▶ _EXERCISE GOAL_:
Can you reproduce the data beneath, keeping every line exact?

▶ _SUPPLIED MATERIAL_:
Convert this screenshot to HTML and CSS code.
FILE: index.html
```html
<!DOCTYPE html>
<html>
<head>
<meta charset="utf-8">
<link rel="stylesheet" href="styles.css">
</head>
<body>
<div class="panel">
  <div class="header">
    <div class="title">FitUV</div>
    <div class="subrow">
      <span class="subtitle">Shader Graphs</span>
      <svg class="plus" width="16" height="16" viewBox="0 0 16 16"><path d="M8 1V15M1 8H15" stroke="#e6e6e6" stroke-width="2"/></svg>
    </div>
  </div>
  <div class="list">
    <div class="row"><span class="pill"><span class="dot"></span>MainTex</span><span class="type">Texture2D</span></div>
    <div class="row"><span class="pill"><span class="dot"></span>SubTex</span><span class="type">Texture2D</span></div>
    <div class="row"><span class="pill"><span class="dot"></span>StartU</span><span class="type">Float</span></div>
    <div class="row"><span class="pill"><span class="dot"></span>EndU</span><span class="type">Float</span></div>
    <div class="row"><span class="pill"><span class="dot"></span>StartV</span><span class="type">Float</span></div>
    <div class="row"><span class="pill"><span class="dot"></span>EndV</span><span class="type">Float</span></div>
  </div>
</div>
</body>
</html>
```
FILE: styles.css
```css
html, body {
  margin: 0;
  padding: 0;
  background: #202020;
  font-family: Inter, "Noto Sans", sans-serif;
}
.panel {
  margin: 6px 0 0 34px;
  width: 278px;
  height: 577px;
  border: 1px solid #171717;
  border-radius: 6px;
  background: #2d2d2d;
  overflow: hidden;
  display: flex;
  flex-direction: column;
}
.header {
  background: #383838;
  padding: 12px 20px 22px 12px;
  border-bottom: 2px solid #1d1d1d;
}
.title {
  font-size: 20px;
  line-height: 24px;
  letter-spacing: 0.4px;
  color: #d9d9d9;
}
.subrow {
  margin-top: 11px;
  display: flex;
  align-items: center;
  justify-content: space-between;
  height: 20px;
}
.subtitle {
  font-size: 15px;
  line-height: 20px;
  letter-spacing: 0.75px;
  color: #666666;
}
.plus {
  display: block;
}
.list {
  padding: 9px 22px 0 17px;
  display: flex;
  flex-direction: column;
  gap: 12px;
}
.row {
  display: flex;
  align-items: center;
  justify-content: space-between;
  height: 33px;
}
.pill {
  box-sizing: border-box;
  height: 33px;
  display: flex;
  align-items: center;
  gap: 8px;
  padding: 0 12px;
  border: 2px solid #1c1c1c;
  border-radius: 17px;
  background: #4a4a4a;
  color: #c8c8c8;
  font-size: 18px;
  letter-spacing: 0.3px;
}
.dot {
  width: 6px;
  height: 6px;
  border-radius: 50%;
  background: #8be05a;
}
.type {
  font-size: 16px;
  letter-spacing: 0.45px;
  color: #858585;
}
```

▶ _PROBLEM SOLUTION_:
Convert this screenshot to HTML and CSS code.
FILE: index.html
```html
<!DOCTYPE html>
<html>
<head>
<meta charset="utf-8">
<link rel="stylesheet" href="styles.css">
</head>
<body>
<div class="panel">
  <div class="header">
    <div class="title">FitUV</div>
    <div class="subrow">
      <span class="subtitle">Shader Graphs</span>
      <svg class="plus" width="16" height="16" viewBox="0 0 16 16"><path d="M8 1V15M1 8H15" stroke="#e6e6e6" stroke-width="2"/></svg>
    </div>
  </div>
  <div class="list">
    <div class="row"><span class="pill"><span class="dot"></span>MainTex</span><span class="type">Texture2D</span></div>
    <div class="row"><span class="pill"><span class="dot"></span>SubTex</span><span class="type">Texture2D</span></div>
    <div class="row"><span class="pill"><span class="dot"></span>StartU</span><span class="type">Float</span></div>
    <div class="row"><span class="pill"><span class="dot"></span>EndU</span><span class="type">Float</span></div>
    <div class="row"><span class="pill"><span class="dot"></span>StartV</span><span class="type">Float</span></div>
    <div class="row"><span class="pill"><span class="dot"></span>EndV</span><span class="type">Float</span></div>
  </div>
</div>
</body>
</html>
```
FILE: styles.css
```css
html, body {
  margin: 0;
  padding: 0;
  background: #202020;
  font-family: Inter, "Noto Sans", sans-serif;
}
.panel {
  margin: 6px 0 0 34px;
  width: 278px;
  height: 577px;
  border: 1px solid #171717;
  border-radius: 6px;
  background: #2d2d2d;
  overflow: hidden;
  display: flex;
  flex-direction: column;
}
.header {
  background: #383838;
  padding: 12px 20px 22px 12px;
  border-bottom: 2px solid #1d1d1d;
}
.title {
  font-size: 20px;
  line-height: 24px;
  letter-spacing: 0.4px;
  color: #d9d9d9;
}
.subrow {
  margin-top: 11px;
  display: flex;
  align-items: center;
  justify-content: space-between;
  height: 20px;
}
.subtitle {
  font-size: 15px;
  line-height: 20px;
  letter-spacing: 0.75px;
  color: #666666;
}
.plus {
  display: block;
}
.list {
  padding: 9px 22px 0 17px;
  display: flex;
  flex-direction: column;
  gap: 12px;
}
.row {
  display: flex;
  align-items: center;
  justify-content: space-between;
  height: 33px;
}
.pill {
  box-sizing: border-box;
  height: 33px;
  display: flex;
  align-items: center;
  gap: 8px;
  padding: 0 12px;
  border: 2px solid #1c1c1c;
  border-radius: 17px;
  background: #4a4a4a;
  color: #c8c8c8;
  font-size: 18px;
  letter-spacing: 0.3px;
}
.dot {
  width: 6px;
  height: 6px;
  border-radius: 50%;
  background: #8be05a;
}
.type {
  font-size: 16px;
  letter-spacing: 0.45px;
  color: #858585;
}
```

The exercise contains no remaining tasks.